Charters and traditional districts must share the blame — the charters for not inviting the districts to learn from their successes and the districts for not reaching out, Jaques said.

Massett doesn’t think replication can be legislated. “It has to be organic,” she said. “You can’t make people talk to each other. You have to want to work together.”

Cruce said there are some examples of replication that “just fly under the radar.”  He cited Stubbs Elementary in Wilmington, a partnership zone school under the federal Race to the Top school improvement program. Stubbs connected with the Sussex Academy of Arts & Sciences, a middle school charter in Georgetown, for help in developing a project-based learning curriculum.

Charlie Copeland, a former state senator and board chairman of the Delaware Academy of Public Safety & Security charter school, doesn’t think replication should be mandated by law. His solution: reduce regulations and bureaucracy in traditional schools and give principals more authority to make decisions at the building level.

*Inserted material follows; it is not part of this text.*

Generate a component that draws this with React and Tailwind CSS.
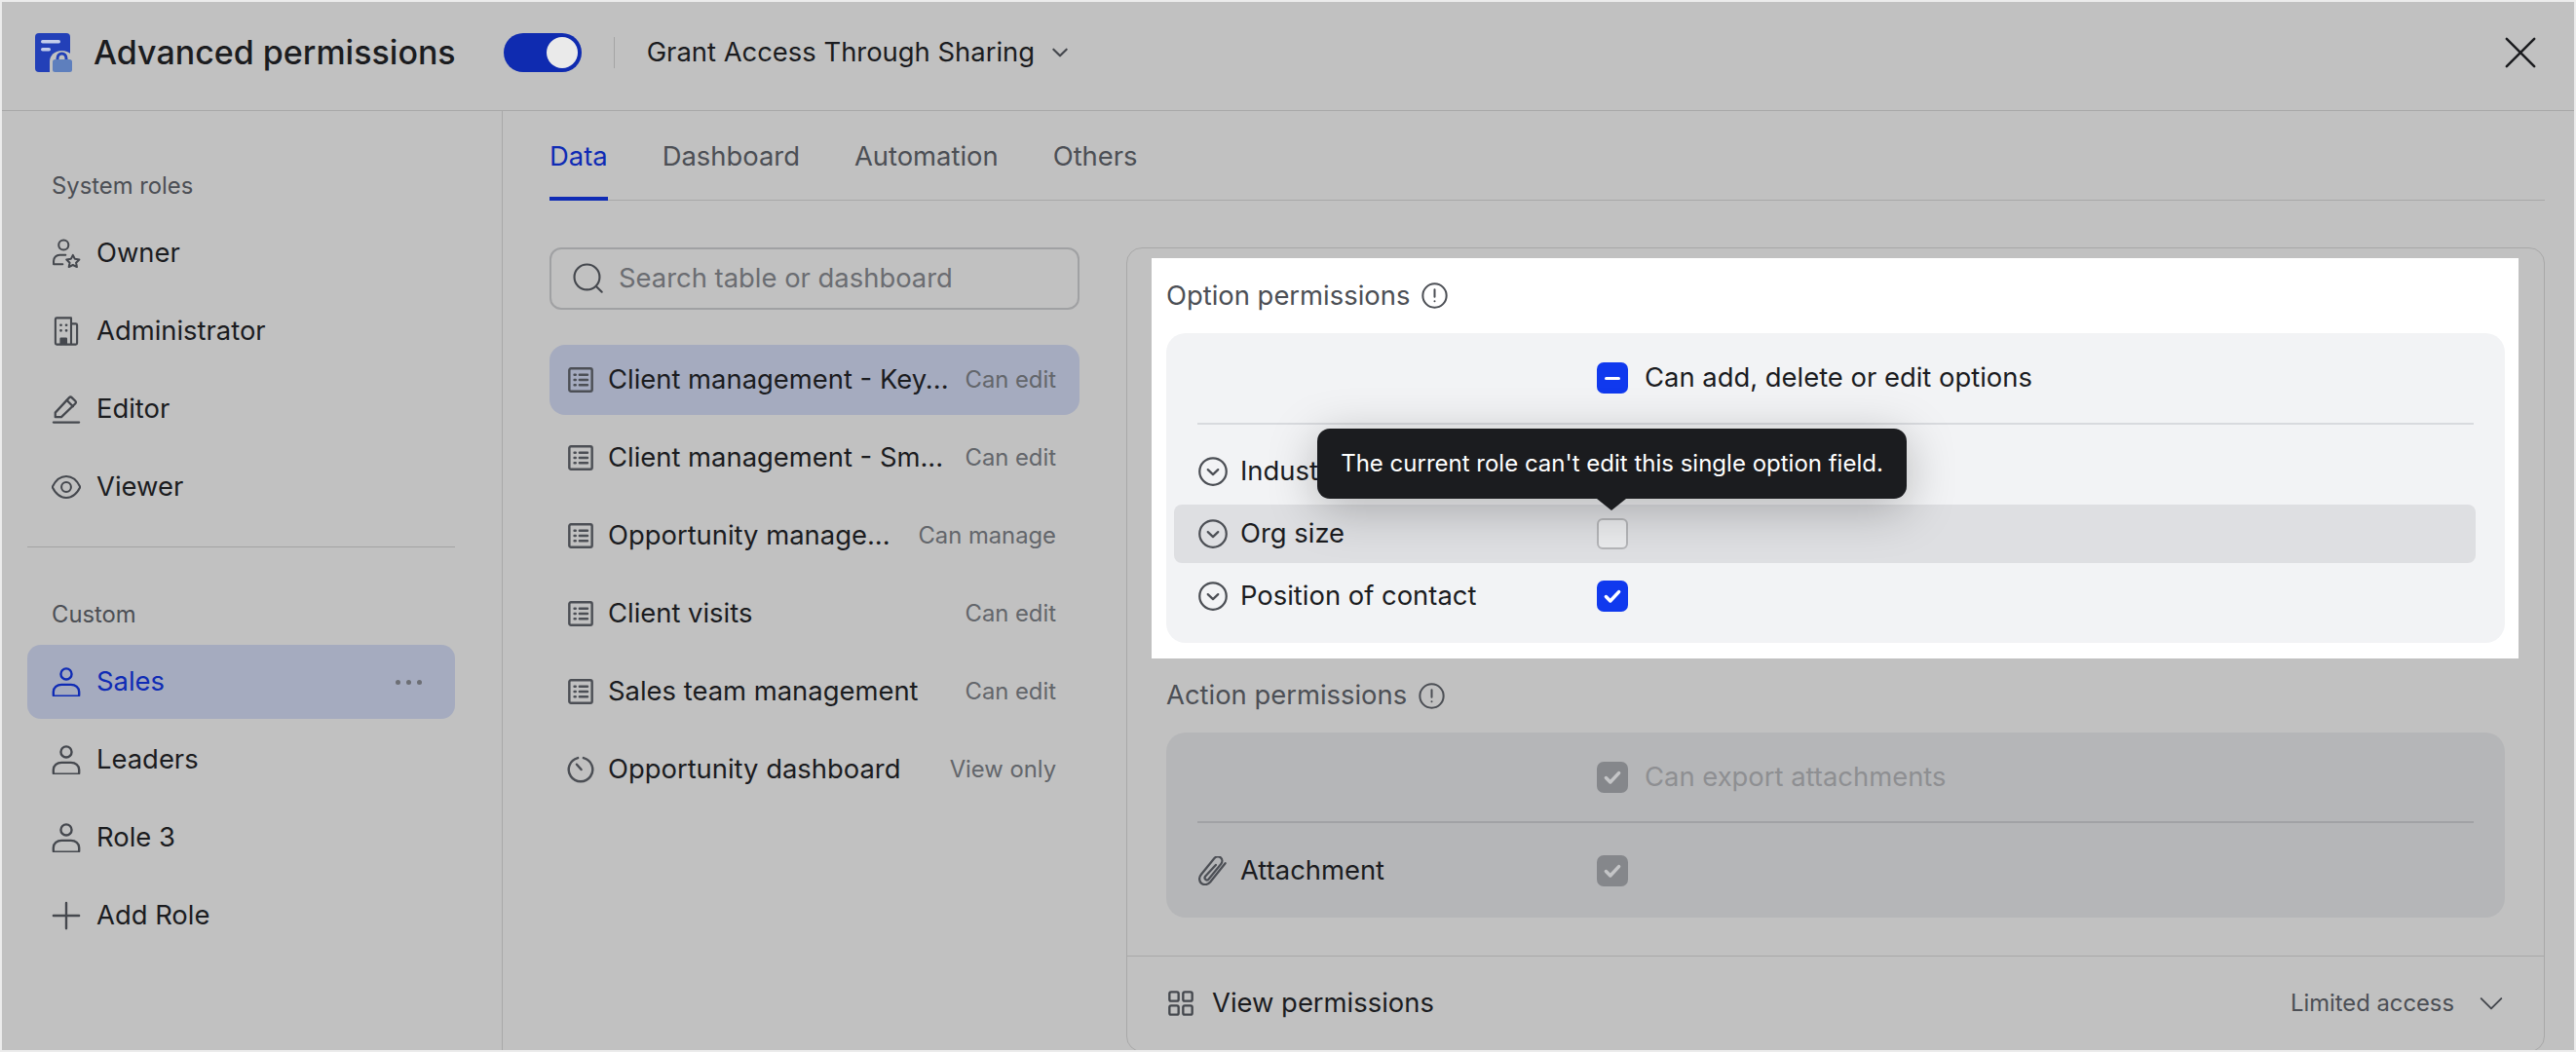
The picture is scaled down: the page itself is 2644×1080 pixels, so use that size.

Admissions priorities: Current law allows charters to give admissions preference to students who live within a five-mile radius of the school. During the Newark Charter expansion debate and at the May 1 House Education Committee hearing, critics noted that this preference could exclude Christina School District students who live in the Bear area, or in Wilmington, more than 12 miles away. Another issue that may arise is whether to continue allowing gender-specific charter schools. That option was added to allow the opening of the Prestige Academy for Boys in 2008, followed by a girls-only school, Reach Academy, two years later, but is due to expire on June 30, 2013 unless extended by the General Assembly.

Merv Daugherty, superintendent of the Red Clay Consolidated School District, the only district in the state to have used its authority to authorize charter schools, believes it’s good that the task force will sort out what’s working and what is not. “There are a lot of controversial issues here,” he said. “Let’s put them on the table and see what everyone thinks. You’re not going to please everyone.”